■ Your goal ■
State the number of lines that contain the word "this", and add nothing else.

■ Recorded data ■
------------------------------------------------------------------------
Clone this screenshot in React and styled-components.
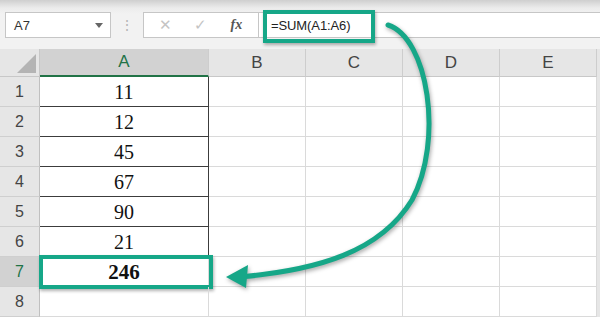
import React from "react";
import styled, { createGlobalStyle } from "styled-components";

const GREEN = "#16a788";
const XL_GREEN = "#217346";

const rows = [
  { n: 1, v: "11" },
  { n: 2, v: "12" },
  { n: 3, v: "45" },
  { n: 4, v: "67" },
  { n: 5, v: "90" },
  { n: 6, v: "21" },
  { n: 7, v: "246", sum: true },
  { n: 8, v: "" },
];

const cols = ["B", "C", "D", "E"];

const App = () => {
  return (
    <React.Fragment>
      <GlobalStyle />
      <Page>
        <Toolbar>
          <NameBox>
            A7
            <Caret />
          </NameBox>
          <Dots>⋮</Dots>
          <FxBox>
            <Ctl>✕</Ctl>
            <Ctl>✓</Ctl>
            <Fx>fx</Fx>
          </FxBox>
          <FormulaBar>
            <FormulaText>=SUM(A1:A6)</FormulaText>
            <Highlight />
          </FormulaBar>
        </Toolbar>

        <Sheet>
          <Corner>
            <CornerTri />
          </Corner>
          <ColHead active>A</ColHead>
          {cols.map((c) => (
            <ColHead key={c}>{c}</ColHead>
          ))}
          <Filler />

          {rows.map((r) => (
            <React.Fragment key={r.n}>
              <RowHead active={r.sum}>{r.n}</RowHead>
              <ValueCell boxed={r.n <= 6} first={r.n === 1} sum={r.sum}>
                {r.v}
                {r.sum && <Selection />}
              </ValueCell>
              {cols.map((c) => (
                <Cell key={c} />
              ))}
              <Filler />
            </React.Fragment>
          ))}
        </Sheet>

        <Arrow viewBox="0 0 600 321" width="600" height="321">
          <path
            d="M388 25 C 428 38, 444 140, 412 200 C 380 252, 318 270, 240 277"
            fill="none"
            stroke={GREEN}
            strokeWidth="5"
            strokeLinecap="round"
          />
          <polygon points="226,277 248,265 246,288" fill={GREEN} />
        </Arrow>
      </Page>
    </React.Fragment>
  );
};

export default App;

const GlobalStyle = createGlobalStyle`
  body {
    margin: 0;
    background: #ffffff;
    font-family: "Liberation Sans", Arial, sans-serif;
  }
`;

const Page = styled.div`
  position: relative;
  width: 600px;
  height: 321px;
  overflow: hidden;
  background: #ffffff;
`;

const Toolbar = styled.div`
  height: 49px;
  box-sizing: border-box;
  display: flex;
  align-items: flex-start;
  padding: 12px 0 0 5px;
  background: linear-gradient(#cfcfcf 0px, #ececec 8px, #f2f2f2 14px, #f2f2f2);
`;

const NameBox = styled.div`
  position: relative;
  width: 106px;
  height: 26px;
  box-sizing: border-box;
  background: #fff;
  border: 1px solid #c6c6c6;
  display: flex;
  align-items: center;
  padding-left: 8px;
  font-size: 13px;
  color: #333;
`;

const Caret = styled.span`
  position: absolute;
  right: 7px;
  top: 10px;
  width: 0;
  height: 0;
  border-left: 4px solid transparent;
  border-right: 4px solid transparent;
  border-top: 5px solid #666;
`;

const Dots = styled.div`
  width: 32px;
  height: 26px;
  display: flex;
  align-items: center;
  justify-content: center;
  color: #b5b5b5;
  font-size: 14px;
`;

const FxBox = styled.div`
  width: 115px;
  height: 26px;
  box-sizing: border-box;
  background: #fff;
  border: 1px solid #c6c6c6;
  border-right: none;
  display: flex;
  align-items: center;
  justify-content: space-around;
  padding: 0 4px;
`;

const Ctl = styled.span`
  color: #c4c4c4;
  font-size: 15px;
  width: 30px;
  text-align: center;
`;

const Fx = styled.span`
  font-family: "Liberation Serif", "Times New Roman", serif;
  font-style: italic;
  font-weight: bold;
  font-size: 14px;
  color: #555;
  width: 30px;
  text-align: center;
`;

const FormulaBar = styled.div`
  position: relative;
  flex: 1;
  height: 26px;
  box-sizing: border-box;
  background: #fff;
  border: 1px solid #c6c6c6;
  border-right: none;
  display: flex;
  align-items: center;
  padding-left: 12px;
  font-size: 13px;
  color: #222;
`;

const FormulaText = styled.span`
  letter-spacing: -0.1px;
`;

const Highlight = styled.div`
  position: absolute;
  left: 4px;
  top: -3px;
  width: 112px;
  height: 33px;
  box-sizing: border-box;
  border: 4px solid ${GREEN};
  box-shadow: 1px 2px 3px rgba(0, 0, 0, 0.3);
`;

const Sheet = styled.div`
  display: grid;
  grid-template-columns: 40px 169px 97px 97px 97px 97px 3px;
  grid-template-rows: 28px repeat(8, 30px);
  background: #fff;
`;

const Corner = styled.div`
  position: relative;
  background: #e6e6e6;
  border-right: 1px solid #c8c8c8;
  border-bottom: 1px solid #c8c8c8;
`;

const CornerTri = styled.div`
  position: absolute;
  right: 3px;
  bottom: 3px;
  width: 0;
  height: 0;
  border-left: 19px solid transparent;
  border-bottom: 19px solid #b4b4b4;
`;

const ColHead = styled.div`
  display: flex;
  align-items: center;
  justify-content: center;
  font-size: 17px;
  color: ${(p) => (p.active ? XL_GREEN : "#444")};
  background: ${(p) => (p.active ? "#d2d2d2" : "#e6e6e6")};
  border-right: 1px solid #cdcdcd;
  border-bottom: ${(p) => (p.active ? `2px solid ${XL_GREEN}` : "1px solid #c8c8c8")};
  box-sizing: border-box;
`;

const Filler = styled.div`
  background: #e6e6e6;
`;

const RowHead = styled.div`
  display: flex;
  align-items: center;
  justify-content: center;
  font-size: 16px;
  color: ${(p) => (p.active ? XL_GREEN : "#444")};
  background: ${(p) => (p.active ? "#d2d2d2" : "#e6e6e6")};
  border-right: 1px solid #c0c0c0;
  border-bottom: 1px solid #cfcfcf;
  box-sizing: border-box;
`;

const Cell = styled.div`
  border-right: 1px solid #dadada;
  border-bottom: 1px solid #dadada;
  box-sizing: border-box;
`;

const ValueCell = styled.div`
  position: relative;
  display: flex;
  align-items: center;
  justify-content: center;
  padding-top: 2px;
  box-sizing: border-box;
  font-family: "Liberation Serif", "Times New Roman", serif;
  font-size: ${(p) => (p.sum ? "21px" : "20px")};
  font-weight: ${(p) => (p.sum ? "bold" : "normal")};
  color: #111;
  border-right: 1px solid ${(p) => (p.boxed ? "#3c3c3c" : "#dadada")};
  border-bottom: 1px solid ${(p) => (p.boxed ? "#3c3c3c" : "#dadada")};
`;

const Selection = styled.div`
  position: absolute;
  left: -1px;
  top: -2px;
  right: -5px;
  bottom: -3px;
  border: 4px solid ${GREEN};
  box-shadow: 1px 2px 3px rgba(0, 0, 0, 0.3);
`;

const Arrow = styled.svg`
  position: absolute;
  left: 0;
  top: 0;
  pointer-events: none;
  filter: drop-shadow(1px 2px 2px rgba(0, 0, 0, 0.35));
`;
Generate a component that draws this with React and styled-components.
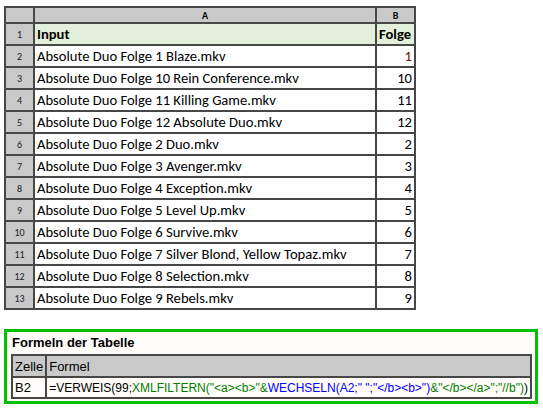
------------------------------------------------------------------------
■ Solved exercise ■
2